If you want to analyse Markov chains yourself, here’s the non-centered 8 schools code I used

data {
  int<lower=0> J;           // number of schools 
  vector[J] y;              // estimated treatment effects
  vector<lower=0>[J] sigma; // s.e. of effect estimates 
}
parameters {
  real mu; 
  real<lower=0> tau;
  vector[J] eta;
}
transformed parameters {
  vector[J] theta;
  theta = mu + tau * eta;
}
model {
  eta ~ normal(0, 1);
  tau ~ normal(0, 5);
  y ~ normal(theta, sigma);
}
generated quantities {
  vector[J] log_lik;
  for (j in 1:J)
    log_lik[j] = normal_lpdf(y[j] | theta[j], sigma[j]);
}

#13

Right, but following this logic the empirical sums included in the effective sample size calculation will always be positive (the first negative sum you find terminates the sum and gets thrown away) so for N_eff = N / (1 + sum empirical partial autocross) we’ll always have the denomination greater than or equal to zero and hence N_eff capped at N.

Are you including the first empirical sum of paired empirical autocorrelations in the calculation?


#14

Usual notation including BDA3 is what you write, but here more specifically
N_eff = N / (1 + 2\sum_[t=1}^T \hat{\rho}_t),
where T is the last lag to include and \hat{\rho}_t is the empirical autocorrelation for lag t.
By definition \rho_0=1.

In the above example we have
\rho_0=1
\hat{\rho}_1 \approx -0.055
\hat{\rho}_2 \approx 0.038
\hat{\rho}_3 \approx -0.007
\hat{\rho}_4 \approx -0.011
\hat{\rho}_5 \approx 0.005

Geyer’s paired sums are
\rho_0+\hat{\rho}_1 \approx 0.945 (positive, include in the sum)
\hat{\rho}_2+\hat{\rho}_3 \approx 0.031 (positive, include in the sum)
\hat{\rho}_4+\hat{\rho}_5 \approx -0.005 (negative, stop, don’t include in the sum)

Thus we include lags 1,2,3
\hat{\rho}_1+\hat{\rho}_2+\hat{\rho}_3 \ approx -0.024

Then
1 + 2\sum_[t=1}^T \hat{\rho}_t \approx 0.953

and
N_eff = N / (1 + 2\sum_[t=1}^T \hat{\rho}_t) \ approx 4198 > 4000

Geyer uses autocovariances instead of autocorrelations, but that’s same up to scaling.
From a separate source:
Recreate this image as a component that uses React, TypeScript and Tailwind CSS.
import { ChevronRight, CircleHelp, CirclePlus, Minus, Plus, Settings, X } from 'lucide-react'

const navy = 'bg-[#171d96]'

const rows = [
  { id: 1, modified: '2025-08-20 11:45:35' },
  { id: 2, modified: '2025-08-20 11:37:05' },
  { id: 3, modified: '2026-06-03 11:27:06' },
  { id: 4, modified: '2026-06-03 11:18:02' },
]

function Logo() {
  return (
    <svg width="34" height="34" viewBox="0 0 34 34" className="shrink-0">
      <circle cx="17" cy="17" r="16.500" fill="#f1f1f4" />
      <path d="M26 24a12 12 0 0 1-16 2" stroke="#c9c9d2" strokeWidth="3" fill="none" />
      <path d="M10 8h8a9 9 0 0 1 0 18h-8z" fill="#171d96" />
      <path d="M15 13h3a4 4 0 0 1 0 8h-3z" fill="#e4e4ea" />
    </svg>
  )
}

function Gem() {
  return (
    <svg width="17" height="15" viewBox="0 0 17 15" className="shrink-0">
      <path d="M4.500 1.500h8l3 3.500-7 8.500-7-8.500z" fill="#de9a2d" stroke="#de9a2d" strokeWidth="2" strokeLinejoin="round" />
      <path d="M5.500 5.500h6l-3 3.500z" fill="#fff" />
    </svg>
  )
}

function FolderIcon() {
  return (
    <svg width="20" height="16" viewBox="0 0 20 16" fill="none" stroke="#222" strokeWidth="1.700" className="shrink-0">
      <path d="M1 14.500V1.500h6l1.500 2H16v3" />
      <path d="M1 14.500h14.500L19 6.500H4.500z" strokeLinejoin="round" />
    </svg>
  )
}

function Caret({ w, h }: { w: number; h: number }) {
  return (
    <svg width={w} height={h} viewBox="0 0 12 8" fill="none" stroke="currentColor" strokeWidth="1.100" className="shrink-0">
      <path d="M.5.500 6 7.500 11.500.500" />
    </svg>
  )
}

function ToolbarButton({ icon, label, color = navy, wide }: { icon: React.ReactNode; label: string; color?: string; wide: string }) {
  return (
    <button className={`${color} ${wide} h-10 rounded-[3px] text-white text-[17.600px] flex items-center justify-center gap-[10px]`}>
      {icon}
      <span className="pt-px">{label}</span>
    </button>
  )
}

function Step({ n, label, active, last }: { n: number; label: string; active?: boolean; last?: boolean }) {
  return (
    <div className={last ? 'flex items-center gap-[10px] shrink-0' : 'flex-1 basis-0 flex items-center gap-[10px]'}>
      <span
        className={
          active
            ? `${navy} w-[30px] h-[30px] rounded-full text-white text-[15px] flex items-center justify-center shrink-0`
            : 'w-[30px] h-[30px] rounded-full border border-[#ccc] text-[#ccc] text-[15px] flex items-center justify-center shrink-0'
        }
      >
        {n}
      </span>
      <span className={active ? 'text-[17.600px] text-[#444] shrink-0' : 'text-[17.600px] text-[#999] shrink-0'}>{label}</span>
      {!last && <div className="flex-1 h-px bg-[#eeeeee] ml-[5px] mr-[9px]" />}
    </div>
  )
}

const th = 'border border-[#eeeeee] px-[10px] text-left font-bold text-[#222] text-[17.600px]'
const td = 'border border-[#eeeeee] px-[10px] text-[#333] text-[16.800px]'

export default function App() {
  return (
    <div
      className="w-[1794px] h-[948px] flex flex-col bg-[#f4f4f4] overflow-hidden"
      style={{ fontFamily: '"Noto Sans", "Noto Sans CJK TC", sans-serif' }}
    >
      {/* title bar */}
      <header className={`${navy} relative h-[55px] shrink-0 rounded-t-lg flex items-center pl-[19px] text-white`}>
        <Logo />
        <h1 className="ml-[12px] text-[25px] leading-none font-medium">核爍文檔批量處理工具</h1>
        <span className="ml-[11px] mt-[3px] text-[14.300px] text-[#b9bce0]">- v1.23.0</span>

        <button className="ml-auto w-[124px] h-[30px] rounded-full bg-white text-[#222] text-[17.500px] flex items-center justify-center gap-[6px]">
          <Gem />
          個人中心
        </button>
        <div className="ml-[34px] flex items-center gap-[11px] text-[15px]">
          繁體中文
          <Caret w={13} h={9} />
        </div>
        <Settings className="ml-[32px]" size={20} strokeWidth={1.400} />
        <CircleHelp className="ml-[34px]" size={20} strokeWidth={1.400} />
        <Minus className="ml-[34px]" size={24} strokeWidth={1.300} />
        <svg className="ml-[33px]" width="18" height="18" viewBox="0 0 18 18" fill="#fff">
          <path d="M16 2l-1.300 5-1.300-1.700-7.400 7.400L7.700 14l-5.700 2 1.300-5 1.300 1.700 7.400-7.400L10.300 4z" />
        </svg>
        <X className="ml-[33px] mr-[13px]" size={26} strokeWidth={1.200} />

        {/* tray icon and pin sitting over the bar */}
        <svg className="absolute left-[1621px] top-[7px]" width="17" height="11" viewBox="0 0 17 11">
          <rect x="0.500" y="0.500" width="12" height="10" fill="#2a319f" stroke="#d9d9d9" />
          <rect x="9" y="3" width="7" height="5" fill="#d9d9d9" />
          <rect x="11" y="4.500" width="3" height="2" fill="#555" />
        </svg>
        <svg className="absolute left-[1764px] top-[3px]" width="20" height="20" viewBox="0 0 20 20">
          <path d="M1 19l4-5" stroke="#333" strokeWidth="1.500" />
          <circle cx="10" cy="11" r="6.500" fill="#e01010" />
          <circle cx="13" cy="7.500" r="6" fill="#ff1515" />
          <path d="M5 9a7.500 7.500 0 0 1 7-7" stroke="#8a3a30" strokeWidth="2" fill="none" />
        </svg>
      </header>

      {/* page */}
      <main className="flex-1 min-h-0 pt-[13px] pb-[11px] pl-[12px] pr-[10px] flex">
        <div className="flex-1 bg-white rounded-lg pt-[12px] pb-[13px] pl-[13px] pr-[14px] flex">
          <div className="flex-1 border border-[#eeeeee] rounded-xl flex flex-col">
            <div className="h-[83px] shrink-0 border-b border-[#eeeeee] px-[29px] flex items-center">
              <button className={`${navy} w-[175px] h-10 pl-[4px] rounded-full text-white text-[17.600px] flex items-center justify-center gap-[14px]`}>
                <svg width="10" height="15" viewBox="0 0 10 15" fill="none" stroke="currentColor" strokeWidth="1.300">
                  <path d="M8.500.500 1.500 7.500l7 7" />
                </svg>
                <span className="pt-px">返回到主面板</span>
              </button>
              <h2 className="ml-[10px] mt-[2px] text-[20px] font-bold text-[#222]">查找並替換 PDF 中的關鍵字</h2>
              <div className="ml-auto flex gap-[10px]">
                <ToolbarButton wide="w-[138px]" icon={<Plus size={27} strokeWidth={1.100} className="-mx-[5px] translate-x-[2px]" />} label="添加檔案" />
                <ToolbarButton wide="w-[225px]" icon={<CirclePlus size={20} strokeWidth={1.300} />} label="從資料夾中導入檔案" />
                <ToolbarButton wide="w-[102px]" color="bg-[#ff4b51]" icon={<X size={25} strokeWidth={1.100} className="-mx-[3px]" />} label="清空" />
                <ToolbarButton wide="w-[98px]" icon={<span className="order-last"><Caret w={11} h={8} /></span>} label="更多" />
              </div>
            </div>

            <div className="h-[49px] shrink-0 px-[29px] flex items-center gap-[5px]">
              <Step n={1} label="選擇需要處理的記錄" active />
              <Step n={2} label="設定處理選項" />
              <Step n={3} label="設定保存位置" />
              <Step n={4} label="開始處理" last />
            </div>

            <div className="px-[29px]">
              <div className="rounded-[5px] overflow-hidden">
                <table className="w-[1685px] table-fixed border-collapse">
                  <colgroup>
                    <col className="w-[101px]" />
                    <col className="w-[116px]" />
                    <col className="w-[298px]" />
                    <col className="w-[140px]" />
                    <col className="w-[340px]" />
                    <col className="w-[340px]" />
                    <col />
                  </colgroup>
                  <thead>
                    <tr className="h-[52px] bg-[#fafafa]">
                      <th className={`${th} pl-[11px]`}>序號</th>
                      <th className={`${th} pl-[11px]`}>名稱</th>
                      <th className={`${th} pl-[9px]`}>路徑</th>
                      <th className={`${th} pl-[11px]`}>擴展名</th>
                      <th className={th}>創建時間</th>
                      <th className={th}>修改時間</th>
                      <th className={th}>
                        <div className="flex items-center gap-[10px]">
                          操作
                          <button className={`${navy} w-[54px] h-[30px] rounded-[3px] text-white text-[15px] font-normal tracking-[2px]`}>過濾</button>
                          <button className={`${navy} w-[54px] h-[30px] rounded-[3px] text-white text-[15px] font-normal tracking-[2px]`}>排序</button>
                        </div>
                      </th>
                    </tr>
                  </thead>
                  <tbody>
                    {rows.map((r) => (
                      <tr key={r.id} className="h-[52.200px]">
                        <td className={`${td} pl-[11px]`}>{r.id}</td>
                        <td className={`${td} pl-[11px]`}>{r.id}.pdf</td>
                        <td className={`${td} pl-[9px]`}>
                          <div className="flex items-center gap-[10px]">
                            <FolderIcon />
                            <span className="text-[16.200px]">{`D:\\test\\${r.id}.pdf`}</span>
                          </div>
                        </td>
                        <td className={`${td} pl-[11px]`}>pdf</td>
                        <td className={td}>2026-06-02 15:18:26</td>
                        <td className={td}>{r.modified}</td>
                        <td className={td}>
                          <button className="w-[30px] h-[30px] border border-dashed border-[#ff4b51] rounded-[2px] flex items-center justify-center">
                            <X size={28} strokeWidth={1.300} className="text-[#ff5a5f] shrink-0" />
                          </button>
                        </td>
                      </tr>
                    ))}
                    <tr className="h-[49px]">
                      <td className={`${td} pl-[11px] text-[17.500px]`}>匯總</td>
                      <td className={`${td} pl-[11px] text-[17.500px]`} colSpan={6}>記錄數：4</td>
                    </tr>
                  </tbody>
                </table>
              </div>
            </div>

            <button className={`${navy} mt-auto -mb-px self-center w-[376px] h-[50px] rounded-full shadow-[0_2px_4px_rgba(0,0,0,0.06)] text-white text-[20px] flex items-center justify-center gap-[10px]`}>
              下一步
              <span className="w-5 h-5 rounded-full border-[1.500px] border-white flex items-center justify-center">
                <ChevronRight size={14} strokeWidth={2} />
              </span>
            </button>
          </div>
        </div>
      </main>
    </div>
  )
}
Geyer also writes alternative form
-1 + 2\sum_[t=0}^T \hat{\rho}_t
where summing starts from t=0, but then 1 is changed to -1

We have now two different sums

  1. \sum_[t=1}^T \hat{\rho}_t can be negative
  2. \sum_[t=0}^T \hat{\rho}_t is always positive, but can be smaller than 1

Starting the summing from lag 0 has the benefit that it’s enough that we store the paired sum values during the computation and then sum them together. Starting the summing from lag 1 has the benefit that it’s the more commonly used form in articles and textbooks.


#15

Ah, right. The 1 gets pulled out of the sum, breaking up the pairs that are used in the termination criterion. The form

(1 + 2\sum_[t=1}^T \hat{\rho}_t)

is definitely preferred for the reasons that you state.
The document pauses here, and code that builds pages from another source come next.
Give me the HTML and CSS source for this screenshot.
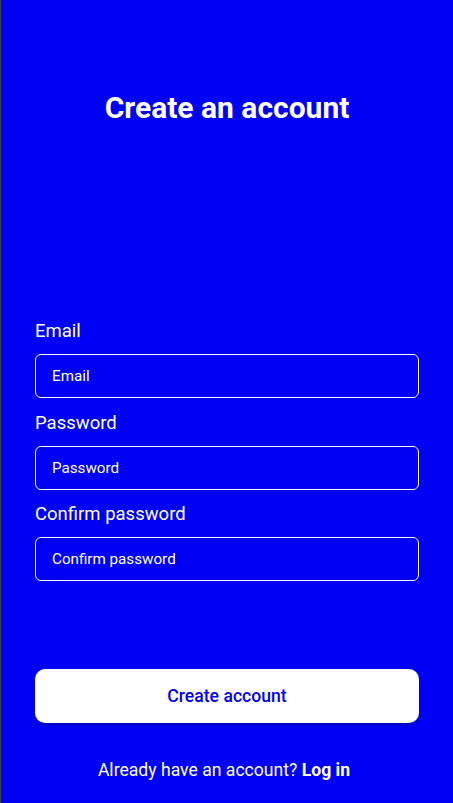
FILE: index.html
```html
<!DOCTYPE html>
<html lang="en">
<head>
<meta charset="utf-8">
<title>Create an account</title>
<link rel="stylesheet" href="styles.css">
</head>
<body>
<main class="screen">
  <h1 class="title">Create an account</h1>
  <form class="form">
    <div class="field">
      <label class="label" for="email">Email</label>
      <input class="input" id="email" type="email" placeholder="Email">
    </div>
    <div class="field">
      <label class="label" for="password">Password</label>
      <input class="input" id="password" type="password" placeholder="Password">
    </div>
    <div class="field">
      <label class="label" for="confirm">Confirm password</label>
      <input class="input" id="confirm" type="password" placeholder="Confirm password">
    </div>
    <button class="submit" type="button">Create account</button>
  </form>
  <p class="footer">Already have an account? <a class="login" href="#">Log in</a></p>
</main>
</body>
</html>
```
FILE: styles.css
```css
* { box-sizing: border-box; }
html, body { margin: 0; padding: 0; }
body {
  background: #0000f5;
  font-family: Roboto, "Noto Sans", sans-serif;
  color: #fff;
}
.screen {
  min-height: 803px;
  padding: 0 34px 0 35px;
  display: flex;
  flex-direction: column;
  box-shadow: inset 1px 0 0 #3a4a3a;
}
.title {
  margin: 91px 0 0;
  font-size: 30px;
  line-height: 34px;
  font-weight: 700;
  text-align: center;
}
.form {
  margin-top: 195px;
  display: flex;
  flex-direction: column;
}
.field {
  display: flex;
  flex-direction: column;
  margin-bottom: 13.5px;
}
.label {
  font-size: 18.5px;
  line-height: 22px;
  margin-bottom: 12px;
}
.input {
  height: 44px;
  border: 1px solid #fff;
  border-radius: 6px;
  background: transparent;
  padding: 0 16px;
  font-family: inherit;
  font-size: 15.2px;
  color: #fff;
  outline: none;
}
.input::placeholder { color: #fff; opacity: 1; }
.submit {
  margin-top: 74px;
  height: 54px;
  border: none;
  border-radius: 10px;
  background: #fff;
  color: #0000f5;
  font-family: inherit;
  font-size: 17.6px;
  font-weight: 500;
  box-shadow: 0 2px 3px rgba(0,0,0,0.25);
}
.footer {
  margin: 36px 0 0;
  padding-right: 6px;
  text-align: center;
  font-size: 17.6px;
  line-height: 22px;
}
.login {
  color: #fff;
  font-weight: 700;
  text-decoration: none;
}
```
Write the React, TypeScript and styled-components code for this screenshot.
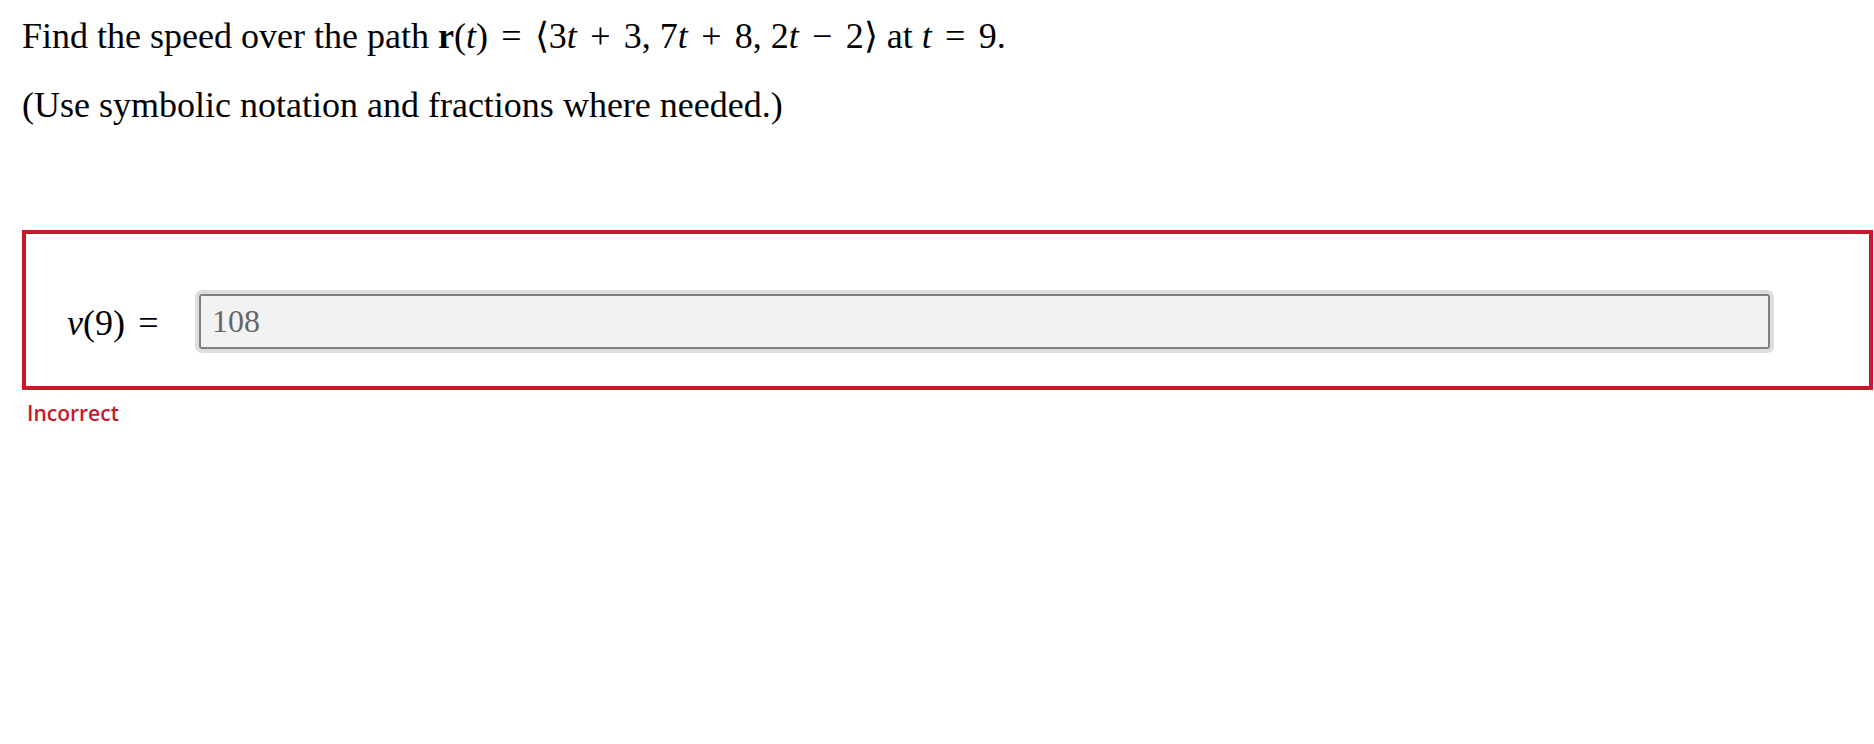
import React from "react";
import styled, { createGlobalStyle } from "styled-components";

const GlobalStyle = createGlobalStyle`
  html, body {
    margin: 0;
    padding: 0;
    background: #ffffff;
  }
  body {
    font-family: "Liberation Serif", "Times New Roman", serif;
    color: #000000;
  }
`;

const Page = styled.div`
  padding: 14px 1px 0 22px;
`;

const Prompt = styled.p`
  margin: 0;
  font-size: 36px;
  line-height: 44px;
  white-space: nowrap;
`;

const Note = styled(Prompt)`
  margin-top: 25px;
`;

const MathVar = styled.i`
  font-style: italic;
`;

const Bold = styled.b`
  font-weight: 700;
`;

// operator with MathJax-like spacing around it
const Op = styled.span`
  padding: 0 0.37em;
`;

const AnswerBox = styled.div`
  margin-top: 103px;
  border: 4px solid #c8192c;
  padding: 56px 95px 33px 41px;
  display: flex;
  align-items: center;
  gap: 23px;
`;

const Label = styled.span`
  font-size: 36px;
  white-space: nowrap;
  padding-top: 2px;
`;

const InputRing = styled.div`
  flex: 1;
  border: 4px solid #dddddd;
  border-radius: 7px;
  display: flex;
`;

const AnswerInput = styled.input`
  flex: 1;
  height: 55px;
  box-sizing: border-box;
  border: 2px solid #7f7f7f;
  border-radius: 3px;
  background: #f2f2f2;
  font-family: "Liberation Serif", "Times New Roman", serif;
  font-size: 32px;
  color: #666666;
  padding: 0 11px;
  outline: none;
`;

const Feedback = styled.div`
  margin-top: 9px;
  margin-left: 5px;
  font-family: "Open Sans", "Liberation Sans", sans-serif;
  font-weight: 600;
  font-size: 21px;
  color: #c8192c;
`;

export default function App() {
  return (
    <>
      <GlobalStyle />
      <Page>
        <Prompt>
          Find the speed over the path <Bold>r</Bold>(<MathVar>t</MathVar>)
          <Op>=</Op>⟨3<MathVar>t</MathVar>
          <Op>+</Op>3, 7<MathVar>t</MathVar>
          <Op>+</Op>8, 2<MathVar>t</MathVar>
          <Op>−</Op>2⟩ at <MathVar>t</MathVar>
          <Op>=</Op>9.
        </Prompt>
        <Note>(Use symbolic notation and fractions where needed.)</Note>
        <AnswerBox>
          <Label>
            <MathVar>v</MathVar>(9)<Op>=</Op>
          </Label>
          <InputRing>
            <AnswerInput defaultValue="108" readOnly />
          </InputRing>
        </AnswerBox>
        <Feedback>Incorrect</Feedback>
      </Page>
    </>
  );
}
If we change the code to use the paired-sum termination criterion so that all of the included empirical pair sums are positive then I would be okay reporting N_eff > N.


#16

I’ll double check my changes in chains.hpp and make a pull request in a few days.
I’ll make it to report n_eff without capping.


#17

When calculating standard errors of means, should you use n_eff directly
when n_eff > N?


#18

If we have anti-correlated MCMC, could we get more than one effective draw per iteration?
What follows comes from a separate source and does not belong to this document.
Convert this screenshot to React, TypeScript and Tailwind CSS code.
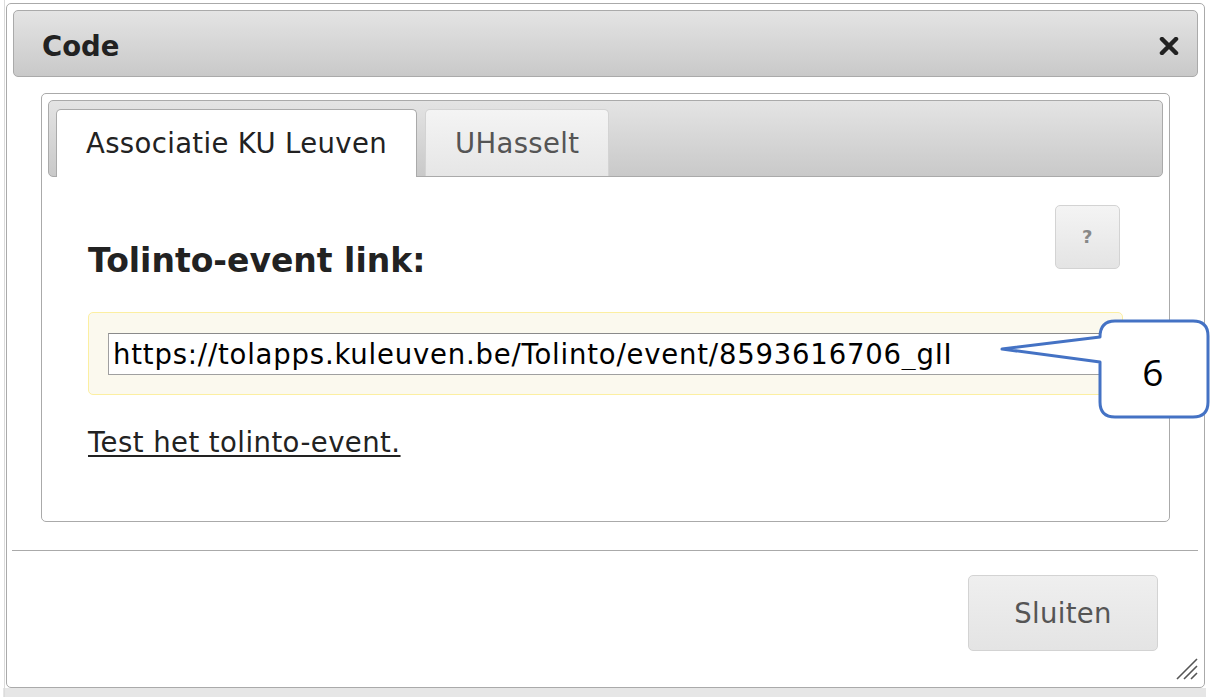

If I have a Markov chain with two states, emit 0 and emit 1 with:

Pr[1 | 1] = 0.5     Pr[0 | 0] = 0.5
Pr[0 | 1] = 0.5     Pr[1 | 0] = 0.5

then we get independent draws of a coin flip.

But if we have

Pr[1 | 1] = 0.01     Pr[0 | 0] = 0.01
Pr[0 | 1] = 0.99     Pr[1 | 0] = 0.99

then we are anti-correlated. Will this give me more than 1 effective draw per iteration?


#19

Yes. Relevant keywords are super-efficient sampling, antithetic, and over-relaxation. Usually it’s really difficult to get n_eff>N although some toy examples can be found in the literature (too late in Finland, I’ll find some references tomorrow). Mike says that in NUTS “sampling from the trajectory also biases to states away from the initial point”. This is similar to over-relaxation (see, e.g., http://www.cs.toronto.edu/~radford/over.abstract.html) which seems to lead in super-efficient behavior in many cases in Stan.


#20

Thanks. I guess it’s pretty obvious for the totally anti-correlated case. The error goes down as 1/N rather than 1/sqrt(N).

Good point about the bias in NUTS—it’s a subtle end tweak that makes a big difference in efficiency.